While Canadian and American journalists often lament the annual slow news days in late December and early January—when legislatures have risen and everyone else is at home—reporters in the United Kingdom never want for stories at that time of year.

 

In the past month, British journalists have carried out the ritualistic writing of stories about 30-year-old Cabinet documents. So far this year, we have learned about the effect of the Brighton bombing on the Anglo-Irish agreement, a plan to make secret cuts to the Scottish budget and a plan—never implemented—to bring in the army to mitigate the effects of the 1984 miners’ strike.

These historical treasure troves are the result of the “30-year rule,” which stipulates that Cabinet records are transferred to the National Archives after 30 years. The Archives not only unseals the documents, but also publishes them online for all to see; last year, there was even a podcast with highlights from the unsealed papers. (And the 30-year rule is on its way to becoming a 20-year rule.)

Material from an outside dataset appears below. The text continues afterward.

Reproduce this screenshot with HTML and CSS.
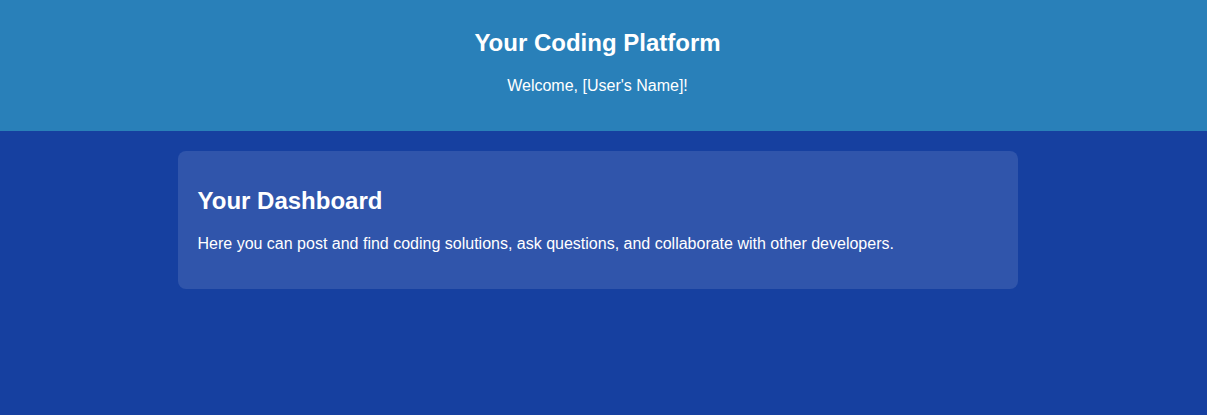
FILE: index.html
```html
<!DOCTYPE html>
<html lang="en">
<head>
<meta charset="utf-8">
<title>Your Coding Platform</title>
<link rel="stylesheet" href="styles.css">
</head>
<body>
<header class="site-header">
  <h1 class="site-title">Your Coding Platform</h1>
  <p class="welcome">Welcome, [User's Name]!</p>
</header>
<main class="content">
  <section class="card">
    <h2 class="card-title">Your Dashboard</h2>
    <p class="card-text">Here you can post and find coding solutions, ask questions, and collaborate with other developers.</p>
  </section>
</main>
</body>
</html>
```
FILE: styles.css
```css
html, body {
  margin: 0;
  padding: 0;
}
body {
  background: #1640a0;
  color: #ffffff;
  font-family: "Liberation Sans", Arial, sans-serif;
  min-height: 415px;
}
.site-header {
  background: #2980b9;
  text-align: center;
  padding: 29px 32px 20px 20px;
}
.site-title {
  margin: 0 0 20px;
  font-size: 24px;
  font-weight: bold;
}
.welcome {
  margin: 0 0 16px;
  font-size: 16px;
}
.content {
  padding: 20px 12px 0 0;
  display: flex;
  justify-content: center;
}
.card {
  width: 800px;
  padding: 36px 20px 36px;
  background: #3055ab;
  border-radius: 8px;
}
.card-title {
  margin: 0 0 20px;
  font-size: 24px;
  font-weight: bold;
}
.card-text {
  margin: 0;
  font-size: 16px;
}
```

Canada has something like the 30-year rule, but it’s relatively toothless. Cabinet records are excluded from the Access to Information Act (ATIA), under section 69, but that exclusion expires after 20 years.

Unlike in the U.K., where 30-year-old cabinet documents see the light of day as soon as the clock is up, Canada’s 20-year rule only means that the records can be obtained via an ATI request.

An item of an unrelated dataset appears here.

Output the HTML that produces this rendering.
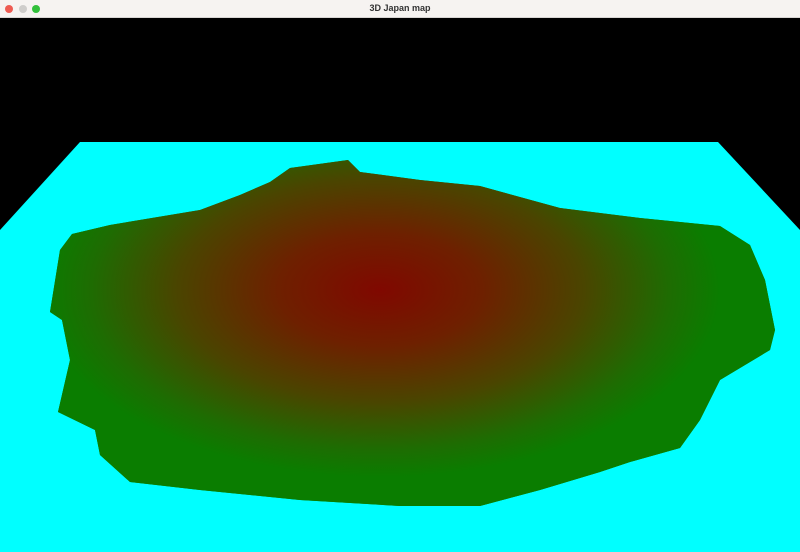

So last November, when freedom-of-information expert Stanley Tromp wrote an article for The Canadian Press about debates in Brian Mulroney’s cabinet over abortion, he had to file two ATI requests. If he wanted to write the same story about Thatcher’s cabinet, he could have just gone to the National Archives’s website.

It used to be standard practice for the Privy Council Office to give Library and Archives Canada the documents for publication after 30 years*, but as Postmedia reported last year, that transfer is backlogged by about six years.

Have we mentioned that Canada’s access-to-information regime ranks 56th in the world?

As Tromp described in detail in Fallen Behind: Canada’s Access to Information Act in the Global Context (see chapter 8), there have been calls for Parliament to amend the 20-year rule for more than 25 years.

Some have called for the exclusion to be shortened, to 15 years or even to 10 years (which is the rule in Nova Scotia). Others have called for the blanket rule to be replaced with a case-by-case exemption, and for such exemptions to be subject to court review. But, Tromp told the Review, the information commissioner has not made reviewing the cabinet exclusion a priority.

If calls for reform from multiple parliamentary committees, the Gomery Commission, two former information commissioners and the treasury board secretariat have fallen on deaf ears, it’s not a certainty that another proposal from the information commissioner would even make much of a difference.

If the Privy Council Office were to clear its backlog, journalists would be able to search, read and download cabinet documents from later than 1976.

And if the 20-year rule were to become a 10-year rule, Cabinet records from the Quebec referendum, the deliberations over the Iraq War, and the aftermath of 9/11 would become subject to the act—and certain fodder for stories that offer a glimpse into the inner workings of government.

*It’s unclear whether that practice was required through a regulation, or just something the PCO did voluntarily. We’ve asked LAC to clarify and will update when we hear back.